[start]

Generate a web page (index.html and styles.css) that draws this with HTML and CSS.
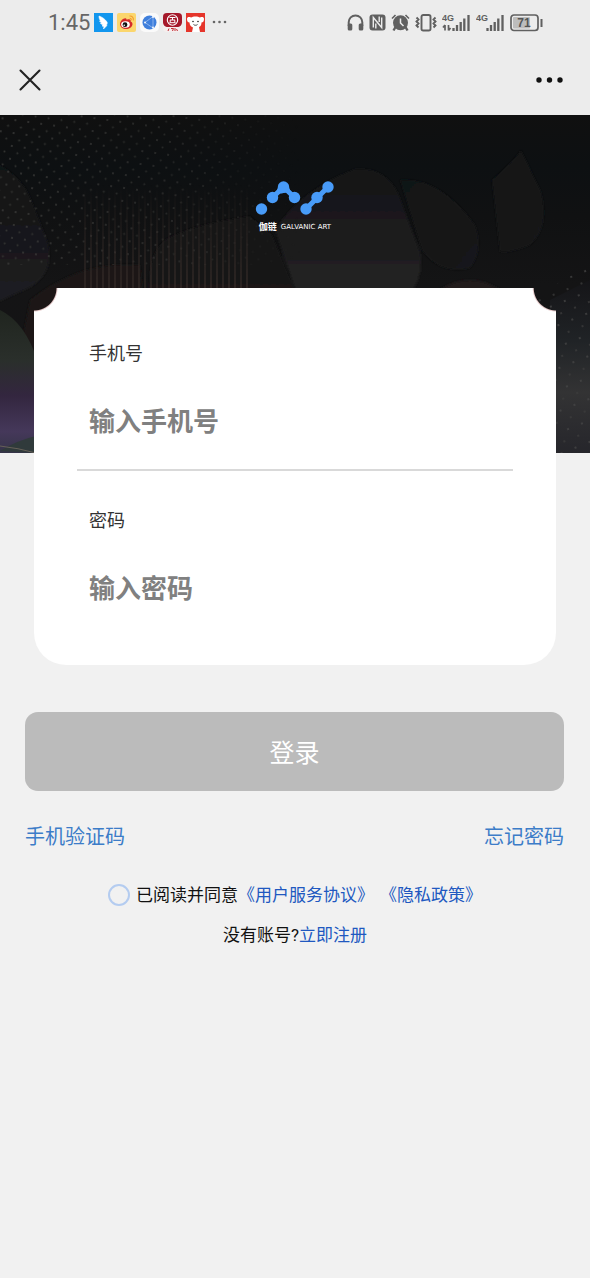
FILE: index.html
```html
<!DOCTYPE html>
<html lang="zh-CN">
<head>
<meta charset="utf-8">
<meta name="viewport" content="width=device-width, initial-scale=1">
<title>登录</title>
<link rel="stylesheet" href="styles.css">
</head>
<body>
<header class="top">
  <div class="status">
    <div class="status-left">
      <span class="time">1:45</span>
      <svg width="19" height="19" viewBox="0 0 19 19"><rect width="19" height="19" fill="#1296ee"/><path d="M5 3c3 1 6 3 8 6 .5 1 .2 1.600-.2 2.500L12 12.500h1L9.500 16l.5-2.500-2-.5 1-1-2.500-1.500 1-.4L5.500 8l1-.2C5.500 6.500 5 5 5 3z" fill="#fff" stroke="#fff" stroke-width=".6"/></svg>
      <svg width="19" height="19" viewBox="0 0 19 19"><rect width="19" height="19" rx="2" fill="#fbd66d"/><path d="M3 11c0-3 4-6.500 6-5.500 1 .5.500 1.500.500 1.500s3-1.500 4 0c.5.8 0 1.500 0 1.500s2 .5 2 2.500c0 3-3.500 5-6.500 5S3 14 3 11z" fill="#d52b2a"/><ellipse cx="8.500" cy="11.500" rx="4.300" ry="3.300" fill="#fff"/><circle cx="8" cy="11.700" r="2.400" fill="#111"/><circle cx="7.200" cy="12.200" r=".8" fill="#fff"/><path d="M12.500 3c2.500-.3 4.500 2 3.700 4.500M12.700 5.200c1.200 0 1.900 1 1.500 2" fill="none" stroke="#f39a2e" stroke-width="1.100"/></svg>
      <svg width="19" height="19" viewBox="0 0 19 19"><rect width="19" height="19" rx="5" fill="#fafafa"/><circle cx="9.500" cy="9.500" r="7" fill="#3f7fdc"/><path d="M13 3.500L5 9.500l8 5.500M13 3.500v11" fill="none" stroke="#a9c9f5" stroke-width=".7"/><circle cx="5" cy="9.500" r=".9" fill="#fff"/><circle cx="13" cy="4" r=".9" fill="#fff"/><circle cx="13" cy="14.500" r=".9" fill="#fff"/></svg>
      <svg width="19" height="19" viewBox="0 0 19 19"><rect width="19" height="19" rx="4" fill="#f5eeee"/><path d="M4 0h11c3 0 4 1.500 4 4v5c0 3-2 5-5 5H5c-3 0-5-2-5-5V4c0-2.500 1-4 4-4z" fill="#a5182a"/><circle cx="9.500" cy="7" r="5.200" fill="none" stroke="#fff" stroke-width="1.100"/><path d="M6.500 4.500h6M7 7h5M6.500 9.700h6M9.500 4.500v2.500M7.200 7v2.500M11.800 7v2.500" stroke="#fff" fill="none" stroke-width="1"/><path d="M6 15.500l-1 2.500M8 15.500h2.500l-1 2.500M12 15v3M13.500 16l1 2" stroke="#c22b32" fill="none"/></svg>
      <svg width="19" height="19" viewBox="0 0 19 19"><rect width="19" height="19" fill="#e5352b"/><path d="M1 6c0-2 2-2.500 4-1.500C7 3 12 3 14 4.500c2-1 4-.5 4 1.500 0 2.500-1 3.500-2.500 3.500 0 2.500-1 4-2.500 4.500l1 5H6l1-4.500c-2-.5-3.500-2.500-3.500-5C2 9.500 1 8.500 1 6z" fill="#fff"/><circle cx="7" cy="8.500" r=".8" fill="#222"/><circle cx="12" cy="8.500" r=".8" fill="#222"/><path d="M7.500 11.500c1 1 3 1 4 0" fill="none" stroke="#333" stroke-width=".9"/></svg>
      <svg class="more-apps" width="15" height="19" viewBox="0 0 15 19" fill="#666"><circle cx="2" cy="9" r="1.300"/><circle cx="7.500" cy="9" r="1.300"/><circle cx="13" cy="9" r="1.300"/></svg>
    </div>
    <div class="status-right">
      <svg width="17" height="18" viewBox="0 0 17 18"><path d="M1.700 12V8.200a6.800 6.800 0 0 1 13.600 0V12" fill="none" stroke="#606060" stroke-width="2"/><rect x=".7" y="9.500" width="4.600" height="7" rx="1.500" fill="#606060"/><rect x="11.700" y="9.500" width="4.600" height="7" rx="1.500" fill="#606060"/></svg>
      <svg width="17" height="18" viewBox="0 0 17 18"><rect x=".5" y=".5" width="16" height="16" rx="3" fill="#606060"/><path d="M4.300 13.500V3.500l8.400 10V3.500M6.800 14.500V9.500M10.200 2.500V8" fill="none" stroke="#ececec" stroke-width="1.400"/></svg>
      <svg width="19" height="18" viewBox="0 0 19 18"><circle cx="9.500" cy="8.700" r="7.500" fill="#606060"/><path d="M1 4.500l3.500-3.500M18 4.500l-3.500-3.500" stroke="#606060" stroke-width="1.600" fill="none"/><path d="M4.500 13l-2 3.500M14.500 13l2 3.500" stroke="#606060" stroke-width="2.400" fill="none"/><path d="M9.500 4.500v4.500l3 3" fill="none" stroke="#ececec" stroke-width="1.500"/></svg>
      <svg width="22" height="18" viewBox="0 0 22 18"><rect x="6.500" y="1" width="9" height="15.500" rx="1.800" fill="none" stroke="#606060" stroke-width="1.900"/><path d="M1.500 3.500l2 2-2 2 2 2-2 2 2 2M20.500 3.500l-2 2 2 2-2 2 2 2-2 2" fill="none" stroke="#606060" stroke-width="1.900"/></svg>
      <svg width="29" height="18" viewBox="0 0 29 18"><text class="net" x="0" y="7">4G</text><path d="M3 11v5.500M3 11l-2 2.500M6.500 16.500V11M6.500 16.500l2-2.500" stroke="#606060" fill="none" stroke-width="1.700"/><path d="M11.500 14V17M15 11v6M18.700 8v9M22.300 4.500V17M26.500 1v16" stroke="#606060" stroke-width="2.300"/></svg>
      <svg width="29" height="18" viewBox="0 0 29 18"><text class="net" x="0" y="7">4G</text><path d="M11.500 14V17M15 11v6M18.700 8v9M22.300 4.500V17M26.500 1v16" stroke="#606060" stroke-width="2.300"/></svg>
      <svg width="34" height="18" viewBox="0 0 34 18"><rect x="1" y="1" width="27" height="15.500" rx="3" fill="none" stroke="#606060" stroke-width="1.700"/><rect x="3" y="3" width="17" height="11.500" rx="1" fill="#bdbdbd"/><path d="M31.500 5v8" stroke="#606060" stroke-width="2"/><text class="level" x="14" y="13" text-anchor="middle">71</text></svg>
    </div>
  </div>
  <nav class="nav">
    <button class="icon-btn" type="button" aria-label="关闭"><svg width="22" height="22" viewBox="0 0 22 22"><path d="M1.500 1.500l19 19M20.500 1.500l-19 19" stroke="#222" stroke-width="2.100" stroke-linecap="round"/></svg></button>
    <button class="icon-btn" type="button" aria-label="更多"><svg width="28" height="22" viewBox="0 0 28 22" fill="#111"><circle cx="3" cy="11" r="2.700"/><circle cx="13.500" cy="11" r="2.700"/><circle cx="24" cy="11" r="2.700"/></svg></button>
  </nav>
</header>

<section class="hero">
  <svg class="hero-art" viewBox="0 0 590 338" preserveAspectRatio="xMidYMid slice" aria-hidden="true">
    <defs>
      <linearGradient id="base" x1="0" y1="0" x2="0" y2="1"><stop offset="0" stop-color="#101010"/><stop offset=".15" stop-color="#0d1012"/><stop offset=".3" stop-color="#101112"/><stop offset=".5" stop-color="#141415"/><stop offset="1" stop-color="#151315"/></linearGradient>
      <linearGradient id="oval" x1="0" y1="0" x2="0" y2="1"><stop offset="0" stop-color="#111213"/><stop offset=".6" stop-color="#19181c"/><stop offset="1" stop-color="#1f2022"/></linearGradient>
      <linearGradient id="mid" x1="0" y1="0" x2="0" y2="1"><stop offset="0" stop-color="#141415"/><stop offset=".35" stop-color="#1a191d"/><stop offset="1" stop-color="#242422"/></linearGradient>
      <linearGradient id="plum" x1="0" y1="0" x2="0" y2="1"><stop offset="0" stop-color="#131213"/><stop offset=".35" stop-color="#1b171a"/></linearGradient>
      <linearGradient id="drop" x1="0" y1="0" x2="1" y2="1"><stop offset="0" stop-color="#111213"/><stop offset="1" stop-color="#17181b"/></linearGradient>
      <linearGradient id="violet" x1="0" y1="0" x2="0" y2="1"><stop offset="0" stop-color="#20251f"/><stop offset=".35" stop-color="#2a2f2b"/><stop offset=".6" stop-color="#33263f"/><stop offset=".85" stop-color="#45385a"/><stop offset="1" stop-color="#353448"/></linearGradient>
      <linearGradient id="right" x1="0" y1="0" x2="0" y2="1"><stop offset="0" stop-color="#151518"/><stop offset=".35" stop-color="#202326"/><stop offset=".65" stop-color="#333334"/><stop offset="1" stop-color="#26262b"/></linearGradient>
      <linearGradient id="fade" x1="0" y1="0" x2="1" y2="0"><stop offset="0" stop-color="#fff"/><stop offset=".6" stop-color="#aaa"/><stop offset="1" stop-color="#000"/></linearGradient>
      <linearGradient id="rise" x1="0" y1="0" x2="0" y2="1"><stop offset="0" stop-color="#332a27" stop-opacity="0"/><stop offset="1" stop-color="#332a27" stop-opacity=".8"/></linearGradient>
      <pattern id="dots" width="13" height="13" patternUnits="userSpaceOnUse" patternTransform="rotate(8)"><circle cx="3" cy="3" r="1" fill="#3b3c3a"/><circle cx="9.500" cy="9.500" r="1" fill="#343533"/></pattern>
      <pattern id="specks" width="15" height="20" patternUnits="userSpaceOnUse" patternTransform="rotate(-22)"><circle cx="4" cy="4" r="1" fill="#454545"/><circle cx="11" cy="14" r="1" fill="#3c3c3c"/></pattern>
      <pattern id="lines" width="6" height="10" patternUnits="userSpaceOnUse"><rect width="2" height="10" fill="#fff"/></pattern>
      <mask id="dotMask"><rect width="300" height="150" fill="url(#fade)"/></mask>
      <mask id="lineMask"><rect x="80" y="70" width="170" height="110" fill="url(#lines)"/></mask>
      <filter id="soft"><feGaussianBlur stdDeviation="1"/></filter>
    </defs>
    <rect width="590" height="338" fill="url(#base)"/>
    <g filter="url(#soft)">
      <path d="M-4 48Q20 60 30 82L48 128Q56 164 20 177L-4 188z" fill="url(#oval)"/>
      <path d="M30 185Q80 145 140 150L160 338H0z" fill="#1b1714"/>
      <path d="M150 185Q146 140 165 125Q190 110 250 101L272 120L295 175V338H150z" fill="url(#plum)"/>
      <path d="M275 115Q300 75 355 54Q385 52 398 78L420 137Q425 160 408 182H298z" fill="url(#mid)"/>
      <path d="M400 65Q440 62 475 110Q484 135 470 153Q440 160 422 135z" fill="url(#drop)"/>
      <path d="M492 65Q515 45 521 35L541 77Q550 112 530 130Q510 138 500 137z" fill="url(#drop)"/>
      <path d="M440 174q30-18 60 0v20h-60z" fill="#221a1b"/>
    </g>
    <rect width="300" height="150" fill="url(#dots)" mask="url(#dotMask)"/>
    <rect x="80" y="70" width="170" height="110" fill="url(#rise)" mask="url(#lineMask)"/>
    <path d="M0 195Q25 207 38 247V338H0z" fill="url(#violet)"/>
    <path d="M0 336Q18 325 36 321V338z" fill="#303a3b"/>
    <path d="M0 331q18 2 36 7" fill="none" stroke="#666058"/>
    <path d="M550 185L590 165V338H550z" fill="url(#right)"/>
    <path d="M590 150L520 190V338H590z" fill="url(#specks)"/>
  </svg>
  <div class="brand">
    <svg width="80" height="36" viewBox="0 0 80 36" fill="#489bf8" role="img" aria-label="伽链"><path d="M17.500 18.500L28.500 8L39.500 18.500M51 30L73 8" fill="none" stroke="#489bf8" stroke-width="5"/><path d="M23 8h11l2 6q-4-1-7.500 0t-7.500 0z"/><circle cx="6.500" cy="30" r="5.700"/><circle cx="17.500" cy="18.500" r="5.700"/><circle cx="28.500" cy="8" r="5.700"/><circle cx="39.500" cy="18.500" r="5.700"/><circle cx="51" cy="30" r="5.700"/><circle cx="62" cy="18.500" r="5.700"/><circle cx="73" cy="8" r="5.700"/></svg>
    <p class="brand-name"><b>伽链</b><span>GALVANIC ART</span></p>
  </div>
</section>

<form class="login">
  <div class="card">
    <div class="field">
      <label for="phone">手机号</label>
      <input id="phone" type="tel" placeholder="输入手机号">
    </div>
    <div class="field">
      <label for="password">密码</label>
      <input id="password" type="password" placeholder="输入密码">
    </div>
  </div>
  <div class="actions">
    <button class="submit" type="button">登录</button>
    <div class="links"><a href="#sms">手机验证码</a><a href="#forgot">忘记密码</a></div>
  </div>
  <div class="agree">
    <input id="agree" type="checkbox">
    <label for="agree">已阅读并同意</label>
    <a href="#terms">《用户服务协议》</a>
    <a class="privacy" href="#privacy">《隐私政策》</a>
  </div>
  <p class="register">没有账号?<a href="#register">立即注册</a></p>
</form>
</body>
</html>
```
FILE: styles.css
```css
* { box-sizing: border-box; }
body {
  margin: 0;
  min-height: 100vh;
  background: #f1f1f1;
  color: #111;
  font-family: Roboto, "Noto Sans CJK SC", sans-serif;
}
svg { display: block; flex: none; }
button, input { font-family: inherit; }
a { color: #2058c0; text-decoration: none; }

.top { background: #ececec; }
.status {
  display: flex;
  justify-content: space-between;
  align-items: center;
  height: 45px;
  padding: 0 46px 0 48px;
}
.status-left, .status-right { display: flex; align-items: center; }
.status-left { gap: 4px; }
.status-right { gap: 5px; }
.time { font-size: 22px; line-height: 26px; color: #666; }
.more-apps { margin-left: 3px; }
.net { font: bold 9px "Liberation Sans", sans-serif; fill: #606060; }
.level { font: bold 12px "Liberation Sans", sans-serif; fill: #555; }

.nav {
  display: flex;
  justify-content: space-between;
  align-items: center;
  height: 70px;
  padding: 0 26px 0 19px;
}
.icon-btn { padding: 0; border: 0; background: none; }

.hero { position: relative; height: 338px; overflow: hidden; background: #111; }
.hero-art { position: absolute; inset: 0; width: 100%; height: 100%; }
.brand {
  position: relative;
  display: flex;
  flex-direction: column;
  align-items: center;
  gap: 4px;
  padding-top: 64px;
}
.brand-name {
  display: flex;
  align-items: center;
  gap: 4px;
  margin: 0;
  color: #fff;
  line-height: 16px;
}
.brand-name b { font-size: 9px; }
.brand-name span { font-family: "DejaVu Sans", sans-serif; font-size: 7px; }

.login { position: relative; margin-top: -165px; }
.card {
  margin: 0 34px;
  padding: 54px 43px 56px;
  border-radius: 0 0 32px 32px;
  background:
    radial-gradient(circle at 0 0, transparent 22px, #e6caca 23px, #fff 24px) left / 51% 100% no-repeat,
    radial-gradient(circle at 100% 0, transparent 22px, #e6caca 23px, #fff 24px) right / 51% 100% no-repeat;
}
.field { display: flex; flex-direction: column; gap: 36px; padding: 0 12px; }
.field + .field { padding-top: 38px; }
.field:first-child { padding-bottom: 27px; border-bottom: 2px solid #d9d9d9; }
.field label { font-size: 18px; line-height: 24px; color: #333; }
.field input {
  width: 100%;
  height: 40px;
  padding: 0;
  border: 0;
  outline: 0;
  background: none;
  color: #333;
  font-size: 26px;
  font-weight: bold;
}
.field input::placeholder { color: #808080; opacity: 1; }

.actions { padding: 47px 26px 0 25px; }
.submit {
  display: block;
  width: 100%;
  height: 79px;
  padding: 0 0 2px;
  border: 0;
  border-radius: 13px;
  background: #bbb;
  color: #fff;
  font-size: 25px;
}
.links {
  display: flex;
  justify-content: space-between;
  margin-top: 31px;
  font-size: 20px;
  line-height: 30px;
}
.links a { color: #3c7cc8; }
.agree {
  display: flex;
  justify-content: center;
  align-items: center;
  margin-top: 31px;
  font-size: 17px;
  line-height: 24px;
}
.agree input {
  appearance: none;
  width: 22px;
  height: 22px;
  margin: 0 6px 0 0;
  border: 2px solid #b4ccf0;
  border-radius: 50%;
}
.agree input:checked { background: #489bf8; }
.agree .privacy { margin-left: 6px; }
.register { margin: 16px 0 0; text-align: center; font-size: 17px; line-height: 24px; }
```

[end]

[Exercise]
Among the lines of the data, identify those with the word "index". Copy each of them.

[Exercise result]
Generate a web page (index.html and styles.css) that draws this with HTML and CSS.
FILE: index.html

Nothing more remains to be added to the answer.